Friday, July 5, 2013

Mandate delay shocks brokers

July 3, 2013

Though brokers and agents had mixed reactions to PPACA’s employer mandate delay, one reaction was more collective: shock.

Industry insiders were throwing out words like “speechless” and “shocked” in response to the unexpected delay announced late Tuesday by the Treasury Department.
“It’s an exciting time, and last night’s bomb certainly made us be on our toes,” said president of health and welfare benefits at North Carolina-based Ebenconcepts.
But it didn’t stop brokers from mobilizing efforts in informing their clients of the changes.
“Frankly, I’m more excited by the fact that we communicated to our entire book of business and prospects before 8 am ET, and that most agents will view this delay as a chance to catch-up,” Smith said.
Digital Insurance President and CEO Adam Bruckman agreed.
“We’ve been working diligently for several years in preparation for [PPACA’s] numerous provisions, and we will continue along these same lines,” he said. “More time is always welcome news and provides some relief for those affected by it most.”
Many — like Janet Trautwein, CEO of the National Association of Health Underwriters — were grateful for the reprieve.
“We appreciate the Obama administration has listened to the concerns of American businesses and delayed the penalties for a requirement that was not ready to be to effectively implemented,” she said in a statement Wednesday. “NAHU has had longstanding concerns that employers attempting to comply with very complex requirements that differ significantly from time-tested benefit practices on very short notice could be penalized for inadvertent violations.”
For others, the decision simply raised more questions.
“The delay is significant and begs the question: What might be next in terms of delayed implementation?” consultant Brandon Scarborough wondered.
“If taken at face value, it’s surprising this is where the administration sees the greatest need for ‘simplification.’ The construction and integration of the federal data hub and exchange marketplaces seem far more precarious at this point.

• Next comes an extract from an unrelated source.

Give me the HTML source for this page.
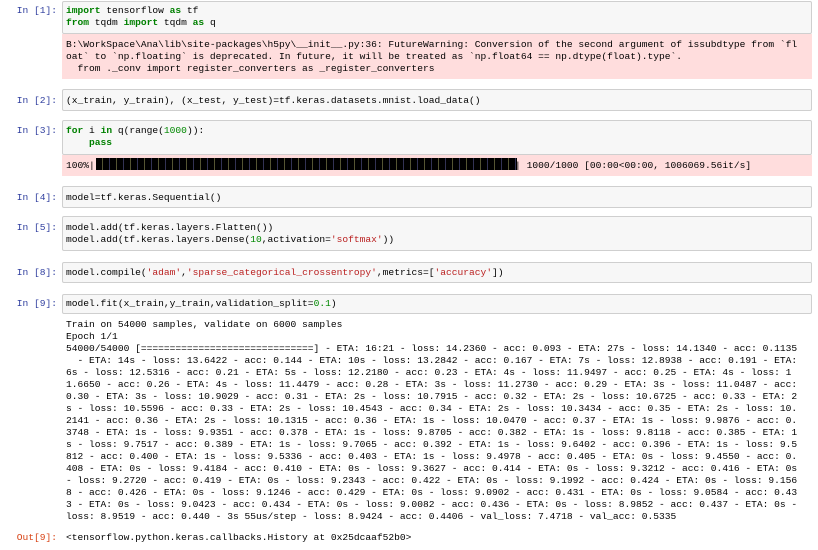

The pay-or-play rules, controversial or not, have been pretty clearly defined.”
Scarborough also said he wonders how the move might affect individual subsidies.
“And if it doesn’t, how does it affect our ability as a nation to pay for them?," Scarborough, a former Benefits Selling Broker of the Year, said. “According to the CBO, employers were expected to pay more than $130 billion in penalties over the first 10 years. Any delay will most certainly prove costly.”
But the political ramifications, at least, the morning after, seem to far outweigh the practical ones.
“Reactions will pour in over the next few days and weeks speculating on the political motivations behind this, or what this means for the overall strength and viability of the law,” Scarborough said. “The most likely answer is it’s simply due to a growing concern within the administration for unintended consequences. The ‘pay or play’ regulations are pretty clearly defined and understood. The fear likely stems from an inability to predict its impact on labor (employment/unemployment), and in a fragile economy and election year, the stakes are extremely high.”
But another consideration is how many people this move will actually affect. As Trautwein pointed out, 98 percent of large businesses already offer health coverage.
“The practical result of all this is a good one, national budget notwithstanding,” Scarborough echoed.
“While the majority of large businesses were not going to be affected by this portion of the law – other than compliance administration — for the companies and industries that were, this is significant and welcome relief.”